What is the difference between elastic and inelastic collisions?

Elastic collisions conserve both momentum and kinetic energy. The objects bounce off each other without permanent deformation or energy loss. Inelastic collisions conserve momentum but not kinetic energy - some energy is converted to other forms like heat, sound, or deformation. Perfectly inelastic collisions are a special case where the objects stick together after impact, maximizing kinetic energy loss.

Why does a heavy truck cause more damage in a collision than a small car at the same speed?

A heavy truck has much greater momentum (p = mv) due to its larger mass. When it collides with another object, it transfers more momentum, resulting in greater force (F = Δp/Δt) over the same time interval. This is why collisions with large vehicles are typically more destructive - they involve significantly more momentum transfer.

Can momentum be conserved if external forces act on the system?

No, momentum is only conserved for a system when the net external force is zero. If external forces act on the system, the total momentum will change according to Newton's second law in its momentum form: F_net = dp/dt. However, for many practical situations (like brief collisions), external forces like friction or gravity may be negligible compared to the internal collision forces, allowing us to approximate momentum conservation.

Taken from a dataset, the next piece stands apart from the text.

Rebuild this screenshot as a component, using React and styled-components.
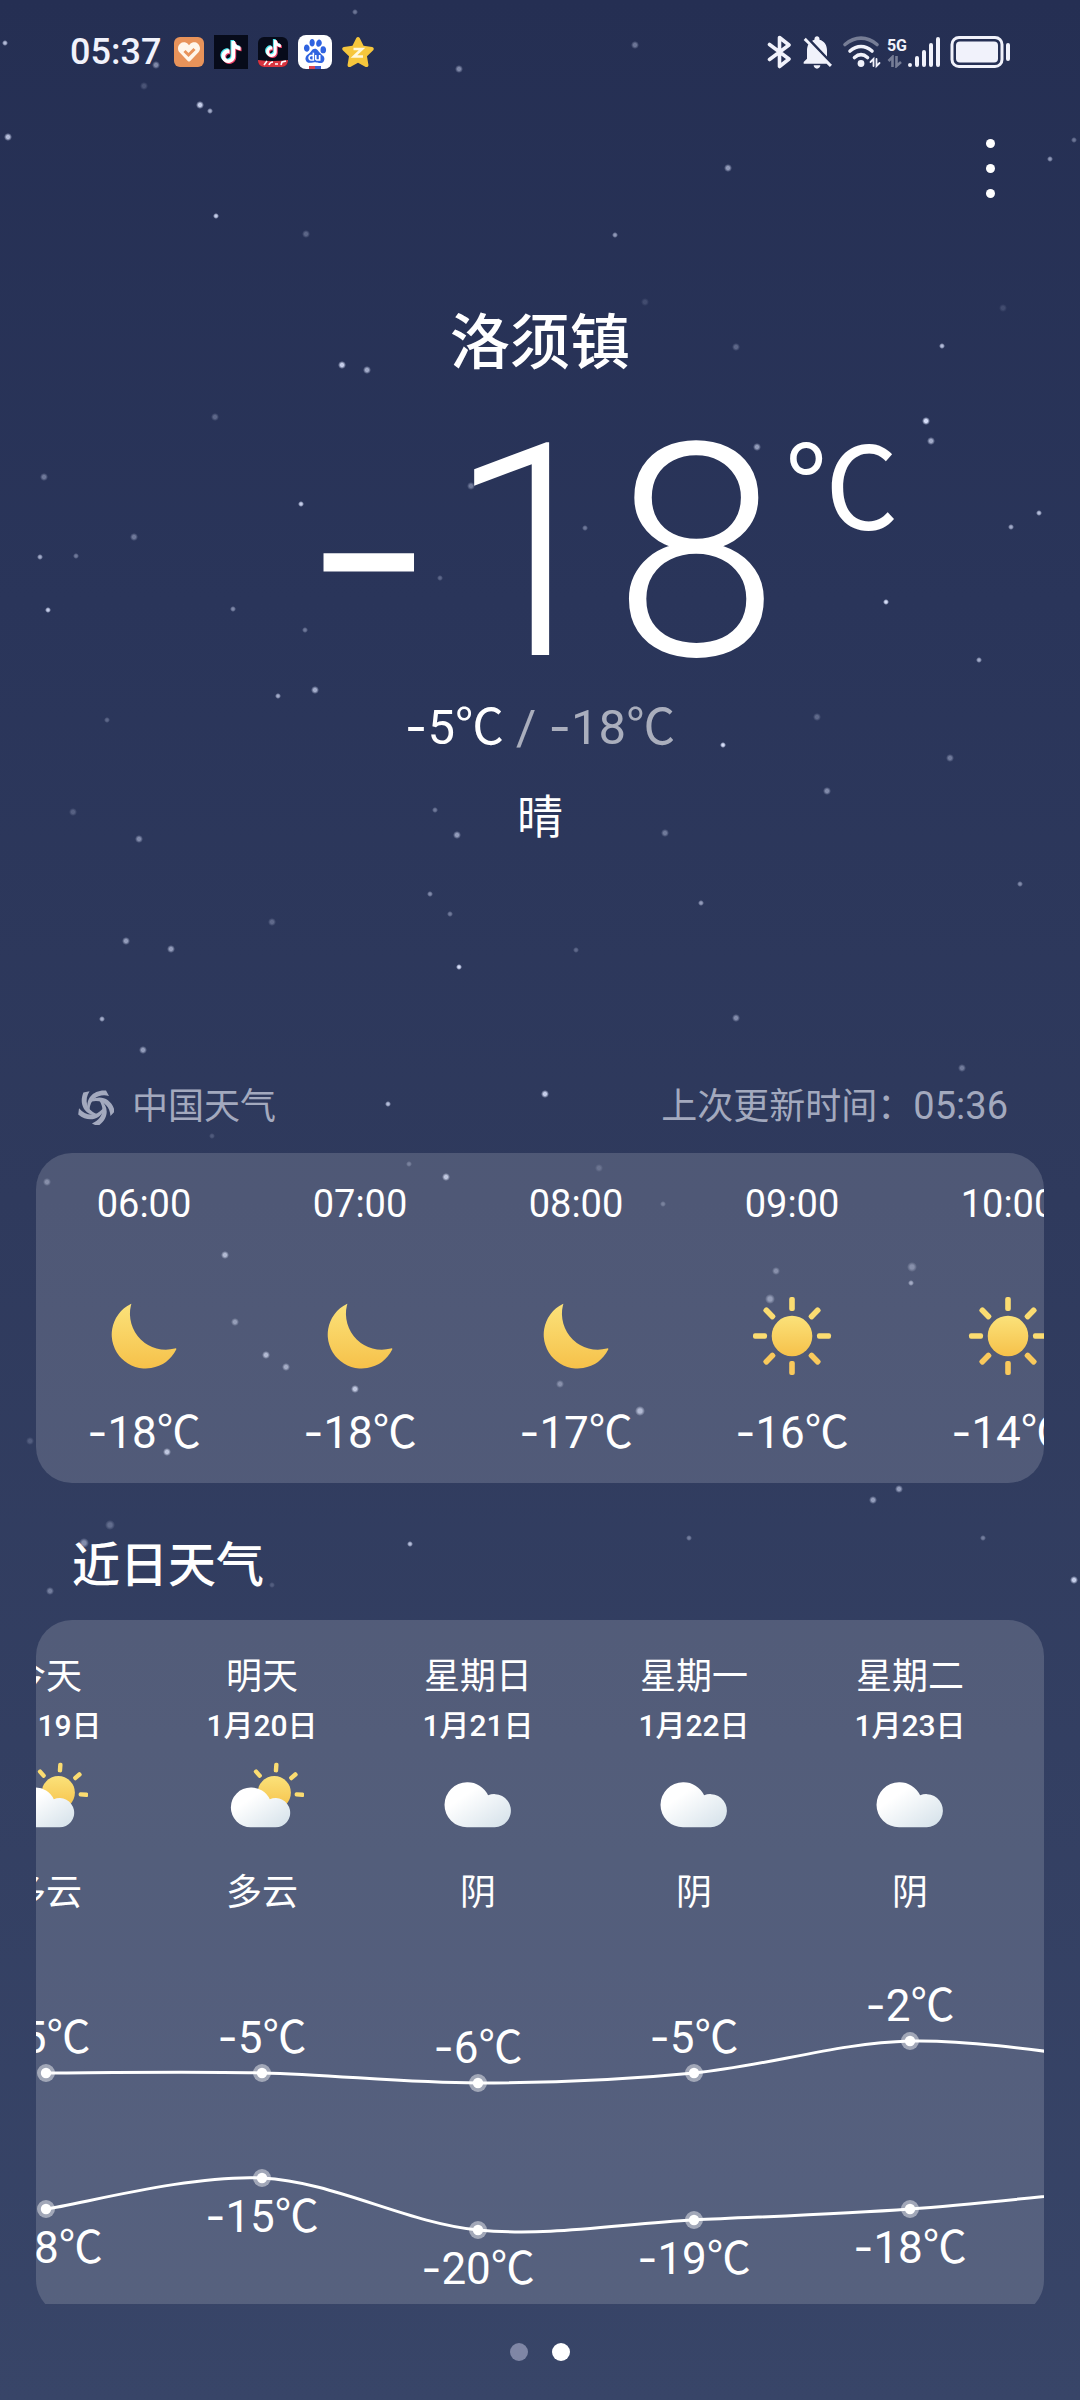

How do airbags use the principle of momentum to save lives?

Airbags increase the time over which a passenger's momentum is reduced to zero during a collision. By extending the stopping time (Δt), the force experienced by the passenger (F = Δp/Δt) is significantly reduced. Instead of the passenger's head hitting the hard steering wheel (very short Δt, very large F), it hits the airbag which deflates as the head pushes into it (longer Δt, smaller F), reducing the risk of injury.

What happens to momentum in a rocket launch?

In a rocket launch, momentum is conserved for the system (rocket + exhaust gases). As the rocket expels mass backward at high velocity, the rocket itself gains equal and opposite momentum, propelling it forward. This is an example of momentum conservation in action, where the total momentum of the system remains zero (assuming it started at rest), but the rocket gains positive momentum while the exhaust gains negative momentum.

Why do objects of equal mass exchange velocities in elastic collisions?

When two objects of equal mass collide elastically, the conservation equations simplify such that v₁f = v₂i and v₂f = v₁i. This can be derived from the elastic collision equations: if m₁ = m₂ = m, then v₁f = [(m - m)v₁i + 2m v₂i]/(2m) = v₂i, and similarly v₂f = v₁i. This velocity exchange is a direct consequence of both momentum and kinetic energy conservation with equal masses.

How is momentum related to Newton's laws of motion?

Newton's second law can be expressed in terms of momentum: the net force on an object equals the rate of change of its momentum (F_net = dp/dt). Newton's first law (objects in motion stay in motion) is essentially a statement about momentum conservation when no net force acts. Newton's third law (action-reaction) explains how momentum is transferred between objects during interactions - the forces that change one object's momentum are equal and opposite to those changing another's.